What the Market Should Watch Next
If Barclays is serious about re-entry, several signals will matter over the coming months.
First, additional hiring would indicate the bank is building toward an operational launch rather than merely testing the waters. Second, any public statements about Asia strategy could reveal whether Japan is being prioritized within a broader regional expansion plan. Third, changes in client-facing infrastructure — such as execution systems, clearing arrangements, or research staffing — would suggest the move is becoming more concrete.

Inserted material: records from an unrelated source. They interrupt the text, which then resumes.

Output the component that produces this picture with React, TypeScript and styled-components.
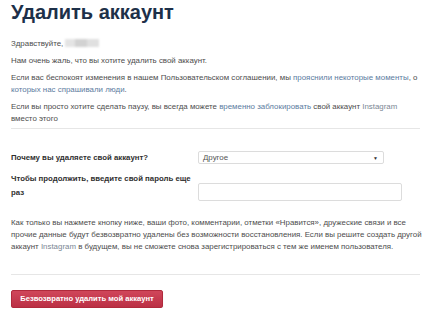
import React from 'react'
import styled, { createGlobalStyle } from 'styled-components'

const Global = createGlobalStyle`
  html, body {
    margin: 0;
    padding: 0;
    background: #ffffff;
  }
  body {
    font-family: 'Liberation Sans', Arial, sans-serif;
    color: #4a4a4a;
  }
`

const colors = {
  text: '#4d4d4d',
  title: '#1d3049',
  link: '#5b7ba0',
  rule: '#e6e6e6',
}

const Page = styled.div`
  width: 411px;
  padding: 0 0 0 11px;
  box-sizing: content-box;
`

const Title = styled.h1`
  margin: 0;
  font-size: 20px;
  line-height: 24px;
  font-weight: 700;
  color: ${colors.title};
`

const Section = styled.div`
  padding-top: 14px;
`

const Text = styled.p<{ gap?: number }>`
  margin: 0 0 ${p => p.gap ?? 5}px;
  font-size: 7.9px;
  line-height: 12px;
  color: ${colors.text};
`

const Link = styled.a`
  color: ${colors.link};
  text-decoration: none;
`

const Muted = styled.span`
  color: #7b8794;
`

const Hidden = styled.span`
  display: inline-block;
  width: 34px;
  height: 8px;
  margin-left: 2px;
  vertical-align: -1px;
  background: linear-gradient(90deg, #e4e4e4 0 30%, #d2d2d2 30% 65%, #e0e0e0 65% 100%);
  filter: blur(0.8px);
`

const Rule = styled.hr`
  margin: 0 2px 0 0;
  border: 0;
  border-top: 1px solid ${colors.rule};
`

const Form = styled.div`
  display: grid;
  grid-template-columns: 187px 206px;
  row-gap: 7px;
  align-items: start;
  padding: 22px 0 16px;
`

const Label = styled.label`
  font-size: 7.8px;
  line-height: 14px;
  font-weight: 700;
  color: #2f2f2f;
  padding-right: 2px;
`

const Select = styled.div`
  width: 186px;
  height: 13px;
  box-sizing: border-box;
  border: 1px solid #dcdcdc;
  border-radius: 2px;
  display: flex;
  align-items: center;
  justify-content: space-between;
  padding: 0 5px 0 4px;
  font-size: 7.9px;
  color: #555;
`

const Caret = styled.span`
  font-size: 5px;
  color: #333;
`

const Input = styled.div`
  width: 204px;
  height: 18px;
  margin-top: 11px;
  box-sizing: border-box;
  border: 1px solid #dcdcdc;
  border-radius: 2px;
  background: #fff;
`

const Warning = styled.div`
  padding-bottom: 21px;
`

const Footer = styled.div`
  padding-top: 12px;
`

const DangerButton = styled.button`
  height: 18px;
  width: 152px;
  padding: 0;
  border: 1px solid #b02a3c;
  border-radius: 2px;
  background: linear-gradient(#d0465a, #bb3045);
  color: #fff;
  font-family: 'Liberation Sans', Arial, sans-serif;
  font-size: 7.6px;
  font-weight: 700;
  white-space: nowrap;
  box-shadow: 0 1px 1px rgba(0, 0, 0, 0.15);
`

export default function App() {
  return (
    <>
      <Global />
      <Page>
        <Title>Удалить аккаунт</Title>
        <Section>
          <Text gap={5}>
            Здравствуйте,<Hidden />
          </Text>
          <Text>Нам очень жаль, что вы хотите удалить свой аккаунт.</Text>
          <Text>
            Если вас беспокоят изменения в нашем Пользовательском соглашении, мы{' '}
            <Link>прояснили некоторые моменты</Link>, о <Link>которых нас спрашивали люди</Link>.
          </Text>
          <Text gap={3}>
            Если вы просто хотите сделать паузу, вы всегда можете{' '}
            <Link>временно заблокировать</Link> свой аккаунт <Muted>Instagram</Muted> вместо этого
          </Text>
        </Section>
        <Rule />
        <Form>
          <Label>Почему вы удаляете свой аккаунт?</Label>
          <Select>
            <span>Другое</span>
            <Caret>▼</Caret>
          </Select>
          <Label>Чтобы продолжить, введите свой пароль еще раз</Label>
          <Input />
        </Form>
        <Warning>
          <Text gap={0}>
            Как только вы нажмете кнопку ниже, ваши фото, комментарии, отметки «Нравится», дружеские связи и все
            прочие данные будут безвозвратно удалены без возможности восстановления. Если вы решите создать другой
            аккаунт <Muted>Instagram</Muted> в будущем, вы не сможете снова зарегистрироваться с тем же именем
            пользователя.
          </Text>
        </Warning>
        <Rule />
        <Footer>
          <DangerButton>Безвозвратно удалить мой аккаунт</DangerButton>
        </Footer>
      </Page>
    </>
  )
}
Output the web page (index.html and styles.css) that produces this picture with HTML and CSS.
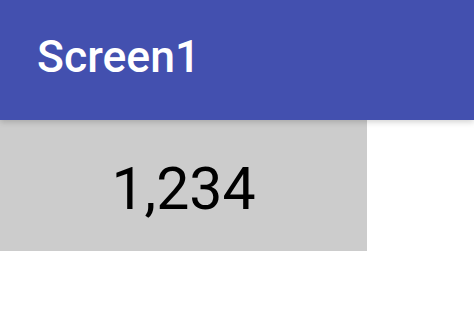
FILE: index.html
```html
<!DOCTYPE html>
<html>
<head>
<meta charset="utf-8">
<link rel="stylesheet" href="styles.css">
</head>
<body>
<header class="appbar"><h1 class="title">Screen1</h1></header>
<main class="content">
  <div class="counter">1,234</div>
</main>
</body>
</html>
```
FILE: styles.css
```css
html, body {
  margin: 0;
  padding: 0;
  background: #ffffff;
  font-family: Roboto, "Noto Sans", sans-serif;
}
.appbar {
  position: relative;
  z-index: 1;
  box-sizing: border-box;
  height: 120px;
  background: #4350af;
  display: flex;
  align-items: center;
  padding-left: 37px;
  padding-bottom: 6px;
  box-shadow: 0 2px 6px rgba(0, 0, 0, 0.18);
}
.title {
  margin: 0;
  color: #ffffff;
  font-size: 44.5px;
  font-weight: 500;
  line-height: 1;
}
.content {
  display: flex;
}
.counter {
  box-sizing: border-box;
  width: 367px;
  height: 131px;
  padding-top: 6px;
  background: #cccccc;
  color: #000000;
  font-size: 59px;
  display: flex;
  align-items: center;
  justify-content: center;
}
```
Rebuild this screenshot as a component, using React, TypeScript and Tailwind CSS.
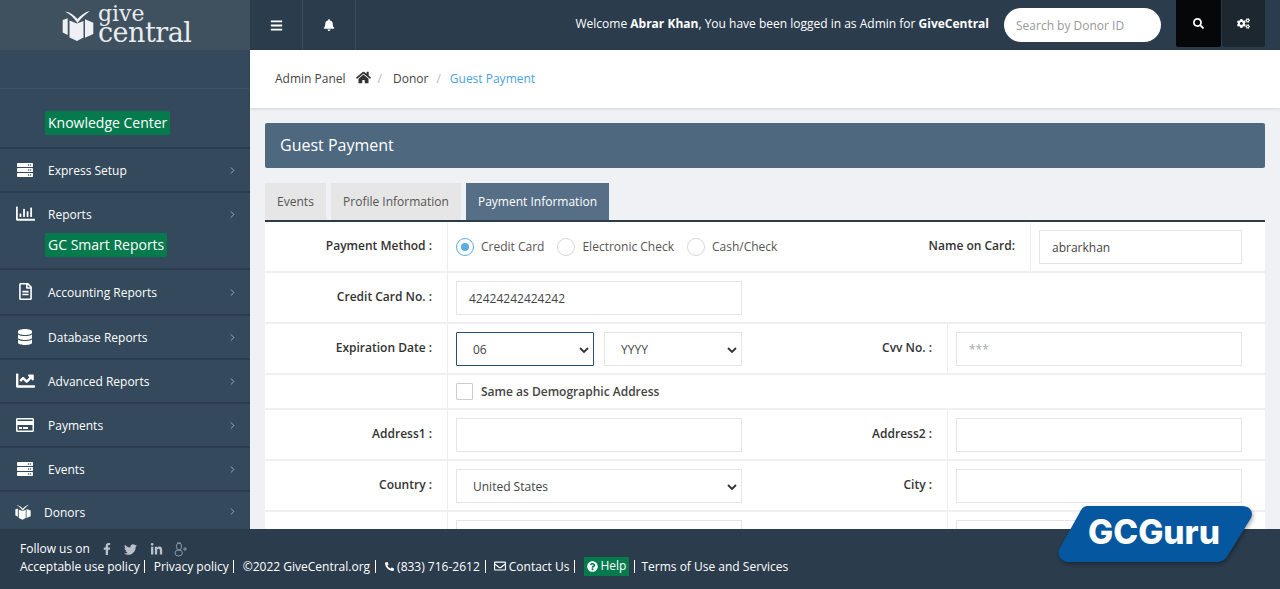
import React from "react";
import { ChevronRight } from "lucide-react";
import {
  FaBars,
  FaBell,
  FaChartLine,
  FaCogs,
  FaDatabase,
  FaFacebookF,
  FaHome,
  FaLinkedinIn,
  FaPhoneAlt,
  FaQuestionCircle,
  FaRegChartBar,
  FaRegCreditCard,
  FaRegEnvelope,
  FaRegFileAlt,
  FaSearch,
  FaServer,
  FaTwitter,
} from "react-icons/fa";

function GiftIcon({ className }: { className?: string }) {
  return (
    <svg viewBox="0 0 32 31" className={className} fill="currentColor">
      <path d="M3 1.5C8 2 12 5 15.5 9 19 5 23 2 28 1 24 4 19 8 15.5 13 12 8 8 4 3 1.5Z" />
      <path d="M.7 10l5-1.7V25l-5-2.5zM7.5 10.5l7.5 3 6.5-2.5v16.5L15 31l-7.5-3.5zM23 9.3l8.3 3.4V24L23 27.7z" />
    </svg>
  );
}

const menu = [
  { label: "Express Setup", icon: <FaServer className="text-[16px]" />, h: "h-[42px]" },
  { label: "Reports", icon: <FaRegChartBar className="text-[19px]" />, h: "h-[42px]", badge: "GC Smart Reports" },
  { label: "Accounting Reports", icon: <FaRegFileAlt className="text-[17px]" />, h: "h-[44px]" },
  { label: "Database Reports", icon: <FaDatabase className="text-[16px]" />, h: "h-[42px]" },
  { label: "Advanced Reports", icon: <FaChartLine className="text-[19px]" />, h: "h-[42px]" },
  { label: "Payments", icon: <FaRegCreditCard className="text-[18px]" />, h: "h-[42px]" },
  { label: "Events", icon: <FaServer className="text-[16px]" />, h: "h-[42px]" },
];

function Sidebar() {
  return (
    <aside className="flex w-[250px] shrink-0 flex-col overflow-hidden bg-[#34495b] text-white">
      <div className="flex h-[50px] shrink-0 items-center bg-[#3f505e] pl-[62px]">
        <GiftIcon className="h-[31px] w-[32px] text-[#eef0f4]" />
        <div className="ml-[4px] flex flex-col font-['DejaVu_Serif',serif] text-[#e9ecef]">
          <span className="h-[15px] text-[22px] leading-[17px]">give</span>
          <span className="text-[27px] leading-[26px] tracking-[-0.5px]">central</span>
        </div>
      </div>
      <div className="h-[39px] shrink-0 border-b border-[#3d5162]" />
      <div className="h-[60px] shrink-0 border-b-2 border-[#2b3c4d] pt-[22px] pl-[45px]">
        <span className="block w-fit rounded-[2px] bg-[#047a4d] px-[3px] py-[2px] text-[14px] leading-[20px]">Knowledge Center</span>
      </div>
      {menu.map((item) => (
        <div key={item.label} className="shrink-0 border-b-2 border-[#2b3c4d]">
          <div className={`flex items-center pt-[2px] ${item.h}`}>
            <span className="mb-[3px] flex w-[48px] shrink-0 justify-center pl-[2px]">{item.icon}</span>
            <span className="text-[12px]">{item.label}</span>
            <ChevronRight size={11} strokeWidth={1.5} className="mr-[12px] mb-[2px] ml-auto text-[#c9d1d8]" />
          </div>
          {item.badge && (
            <div className="h-[35px] pl-[45px]">
              <span className="-mt-[2px] block w-fit rounded-[2px] bg-[#047a4d] px-[3px] py-[2px] text-[14px] leading-[20px]">
                {item.badge}
              </span>
            </div>
          )}
        </div>
      ))}
      <div className="flex h-[38px] shrink-0 items-center pt-[3px]">
        <GiftIcon className="mb-[2px] ml-[15px] h-[16px] w-[16px]" />
        <span className="ml-[13px] text-[12px]">Donors</span>
        <ChevronRight size={11} strokeWidth={1.5} className="mr-[12px] mb-[2px] ml-auto text-[#c9d1d8]" />
      </div>
    </aside>
  );
}

function Header() {
  return (
    <header className="flex h-[50px] shrink-0 items-stretch bg-[#2b3c4d] text-white">
      <div className="flex w-[53px] items-center justify-center border-r border-[#3a4d5f]">
        <FaBars className="text-[13px]" />
      </div>
      <div className="flex w-[53px] items-center justify-center border-r border-[#3a4d5f]">
        <FaBell className="text-[12px]" />
      </div>
      <p className="mt-[15px] ml-auto text-[12px] leading-[18px]">
        Welcome <b>Abrar Khan</b>, You have been logged in as Admin for <b>GiveCentral</b>
      </p>
      <div className="mt-[8px] ml-[15px] flex h-[34px] w-[157px] items-center rounded-full bg-white pt-[2px] pl-[12px] text-[12px] text-[#999]">
        Search by Donor ID
      </div>
      <div className="ml-[15px] flex h-[47px] w-[45px] items-center justify-center rounded-b-[2px] bg-[#050708]">
        <FaSearch className="text-[11px]" />
      </div>
      <div className="mr-[15px] ml-[1px] flex h-[47px] w-[43px] items-center justify-center rounded-b-[2px] bg-[#1c2730]">
        <FaCogs className="text-[13px]" />
      </div>
    </header>
  );
}

function Label({ children }: { children?: React.ReactNode }) {
  return (
    <div className="w-[183px] shrink-0 border-r border-[#eceef1] pt-[15px] pr-[15px] text-right text-[12px] leading-[18px] font-semibold text-[#333]">
      {children}
    </div>
  );
}

// middle cell: left control plus the right column's label, closed by a divider
function Middle({ children, label }: { children?: React.ReactNode; label?: string }) {
  return (
    <div className={`flex min-w-0 flex-1 justify-between ${label ? "border-r border-[#eceef1]" : ""}`}>
      {children}
      {label && (
        <span className="shrink-0 pt-[15px] pr-[15px] text-[12px] leading-[18px] font-semibold whitespace-nowrap text-[#333]">
          {label}
        </span>
      )}
    </div>
  );
}

function Field({ value, muted, width = "w-[286px]" }: { value?: string; muted?: boolean; width?: string }) {
  return (
    <div className={`flex h-[34px] items-center border border-[#e3e5e8] bg-white pt-[1px] pl-[12px] text-[12px] ${muted ? "text-[#aaa]" : "text-[#444]"} ${width}`}>
      {value}
    </div>
  );
}

function Select({ value, width, focused }: { value: string; width: string; focused?: boolean }) {
  return (
    <div className={`flex h-[34px] items-center border bg-white pt-[1px] pl-[16px] text-[12px] text-[#444] ${width} ${focused ? "rounded-[1px] border-[#2b4d6e]" : "border-[#e3e5e8]"}`}>
      {value}
      <svg viewBox="0 0 10 6" className="mr-[4px] ml-auto h-[6px] w-[10px]" fill="none" stroke="#333" strokeWidth="1.8">
        <path d="M1 1l4 4 4-4" />
      </svg>
    </div>
  );
}

function Radio({ label, checked }: { label: string; checked?: boolean }) {
  return (
    <div className="flex items-center">
      <span className={`flex h-[18px] w-[18px] items-center justify-center rounded-full border ${checked ? "border-[#5dade2]" : "border-[#d5d7d9]"}`}>
        {checked && <span className="h-[8px] w-[8px] rounded-full bg-[#5dade2]" />}
      </span>
      <span className="ml-[7px] text-[12px] text-[#555]">{label}</span>
    </div>
  );
}

function Row({ children, h = "h-[51px]" }: { children: React.ReactNode; h?: string }) {
  return <div className={`flex border-b-2 border-[#eff0f3] ${h}`}>{children}</div>;
}

function InputCell({ children }: { children: React.ReactNode }) {
  return <div className="flex items-start gap-[10px] pt-[8px] pl-[8px]">{children}</div>;
}

function GuestForm() {
  return (
    <div className="border-t-2 border-[#2b3c4d] bg-white">
      <Row>
        <Label>Payment Method :</Label>
        <Middle label="Name on Card:">
          <div className="flex items-center gap-[13px] pl-[8px]">
            <Radio label="Credit Card" checked />
            <Radio label="Electronic Check" />
            <Radio label="Cash/Check" />
          </div>
        </Middle>
        <div className="w-[234px] shrink-0">
          <InputCell>
            <Field value="abrarkhan" width="w-[203px]" />
          </InputCell>
        </div>
      </Row>
      <Row>
        <Label>Credit Card No. :</Label>
        <InputCell>
          <Field value="42424242424242" />
        </InputCell>
      </Row>
      <Row>
        <Label>Expiration Date :</Label>
        <Middle label="Cvv No. :">
          <InputCell>
            <Select value="06" width="w-[138px]" focused />
            <Select value="YYYY" width="w-[138px]" />
          </InputCell>
        </Middle>
        <div className="w-[317px] shrink-0">
          <InputCell>
            <Field value="***" muted />
          </InputCell>
        </div>
      </Row>
      <Row h="h-[35px]">
        <div className="w-[183px] shrink-0 border-r border-[#eceef1]" />
        <div className="flex items-center pl-[8px]">
          <span className="h-[17px] w-[17px] rounded-[1px] border border-[#ccc]" />
          <span className="ml-[8px] text-[12px] font-semibold text-[#444]">Same as Demographic Address</span>
        </div>
      </Row>
      <Row>
        <Label>Address1 :</Label>
        <Middle label="Address2 :">
          <InputCell>
            <Field />
          </InputCell>
        </Middle>
        <div className="w-[317px] shrink-0">
          <InputCell>
            <Field />
          </InputCell>
        </div>
      </Row>
      <Row>
        <Label>Country :</Label>
        <Middle label="City :">
          <InputCell>
            <Select value="United States" width="w-[286px]" />
          </InputCell>
        </Middle>
        <div className="w-[317px] shrink-0">
          <InputCell>
            <Field />
          </InputCell>
        </div>
      </Row>
      <Row>
        <Label />
        <Middle label=" ">
          <InputCell>
            <Field />
          </InputCell>
        </Middle>
        <div className="w-[317px] shrink-0">
          <InputCell>
            <Field />
          </InputCell>
        </div>
      </Row>
    </div>
  );
}

function Sep({ children, className }: { children: React.ReactNode; className: string }) {
  return <span className={`flex items-center border-r border-white leading-[13px] ${className}`}>{children}</span>;
}

export default function App() {
  return (
    <div className="relative flex h-screen w-full flex-col overflow-hidden bg-[#f0f1f5] font-['Open_Sans',sans-serif]">
      <div className="flex min-h-0 flex-1">
        <Sidebar />
        <div className="flex min-w-0 flex-1 flex-col">
          <Header />
          <div className="flex h-[58px] shrink-0 items-center bg-white pl-[25px] text-[12px] text-[#444] shadow-[0_1px_3px_rgba(0,0,0,0.12)]">
            <span>Admin Panel</span>
            <FaHome className="mb-[3px] ml-[10px] text-[15px] text-[#333]" />
            <span className="mr-[11px] ml-[7px] text-[#bbb]">/</span>
            <span>Donor</span>
            <span className="mr-[9px] ml-[8px] text-[#bbb]">/</span>
            <span className="text-[#4aa3e0]">Guest Payment</span>
          </div>
          <div className="min-h-0 flex-1 overflow-hidden px-[15px] pt-[15px]">
            <div className="flex h-[45px] items-center rounded-[2px] bg-[#4e6880] pb-[2px] pl-[15px] text-[16px] text-white">
              Guest Payment
            </div>
            <div className="mt-[15px] flex h-[37px] gap-[5px] text-[12px]">
              <div className="flex w-[61px] items-center justify-center bg-[#e6e6e6] text-[#555]">Events</div>
              <div className="flex w-[130px] items-center justify-center bg-[#e6e6e6] text-[#555]">Profile Information</div>
              <div className="flex w-[143px] items-center justify-center bg-[#566f87] text-white">Payment Information</div>
            </div>
            <GuestForm />
          </div>
        </div>
      </div>
      <footer className="h-[60px] shrink-0 bg-[#2b3c4d] pt-[11px] pl-[20px] text-[12px] leading-[18px] text-white">
        <div className="flex h-[18px] items-center">
          <span>Follow us on</span>
          <FaFacebookF className="ml-[11px] text-[12px] text-[#b8c1c9]" />
          <FaTwitter className="ml-[11px] text-[13px] text-[#b8c1c9]" />
          <FaLinkedinIn className="ml-[13px] text-[13px] text-[#b8c1c9]" />
          <svg viewBox="0 0 14 15" className="ml-[11px] h-[15px] w-[14px]" fill="none" stroke="#8d99a4" strokeWidth="1">
            <ellipse cx="5" cy="4.5" rx="2.6" ry="3.5" />
            <ellipse cx="4.7" cy="11" rx="3.7" ry="3" />
            <path d="M7 1H3M11 5v4M9 7h4" />
          </svg>
        </div>
        <div className="-mt-[1px] flex h-[18px] items-center">
          <Sep className="pr-[4px]">Acceptable use policy</Sep>
          <Sep className="ml-[9px] pr-[4px]">Privacy policy</Sep>
          <Sep className="ml-[9px] pr-[5px]">©2022 GiveCentral.org</Sep>
          <Sep className="ml-[9px] pr-[5px]">
            <FaPhoneAlt className="mr-[3px] text-[9px]" />
            (833) 716-2612
          </Sep>
          <Sep className="ml-[8px] pr-[5px]">
            <FaRegEnvelope className="mr-[3px] text-[12px]" />
            Contact Us
          </Sep>
          <span className="ml-[9px] flex h-[19px] items-center bg-[#047a4d] px-[3px]">
            <FaQuestionCircle className="mr-[2px] text-[11px]" />
            Help
          </span>
          <span className="ml-[5px] border-l border-white pl-[6px] leading-[13px]">Terms of Use and Services</span>
        </div>
      </footer>
      <div className="absolute top-[506px] left-[1058px] flex h-[56px] w-[195px] items-center justify-center">
        <svg viewBox="0 0 195 56" className="absolute inset-0 h-full w-full drop-shadow-[1px_2px_2px_rgba(0,0,0,0.35)]" fill="#05589f">
          <path d="M30 0H184C192 0 196 6 193 12L170 49C167 54 163 56 158 56H12C3 56-2 49 2 42L22 6C24 2 26 0 30 0Z" />
        </svg>
        <span className="relative mb-[3px] -ml-[3px] font-['Inter',sans-serif] text-[33.5px] leading-none font-extrabold text-white">
          GCGuru
        </span>
      </div>
    </div>
  );
}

The scale of the buildout will also be important. As reported, it is not yet clear how many bankers may be added. That uncertainty matters because the economics of cash equities depend heavily on scale. A small team might support a niche presence, but a meaningful competitive return would require enough coverage to service institutional clients consistently.
Conclusion
Barclays’ possible return to Japan cash equities marks a potentially significant strategic shift. Ten years after exiting the business to cut costs and shrink its Asia-Pacific investment banking operations, the firm appears to be examining whether the market now offers a better risk-reward profile. Early hiring in Tokyo suggests that, at minimum, the bank is exploring the practical requirements of re-entry.
Still, the road back would be demanding. Japan cash equities is a high-barrier, low-margin, relationship-driven business that rewards scale, operational excellence, and local credibility. If Barclays does proceed, success will depend not just on recruiting talented bankers, but on rebuilding a durable platform that can compete against established rivals in one of the most sophisticated equity markets in the world.
For now, the discussions remain preliminary. But even in their early stage, they signal something important: Barclays may be rethinking where it belongs in Asia, and Japan could once again be part of that answer.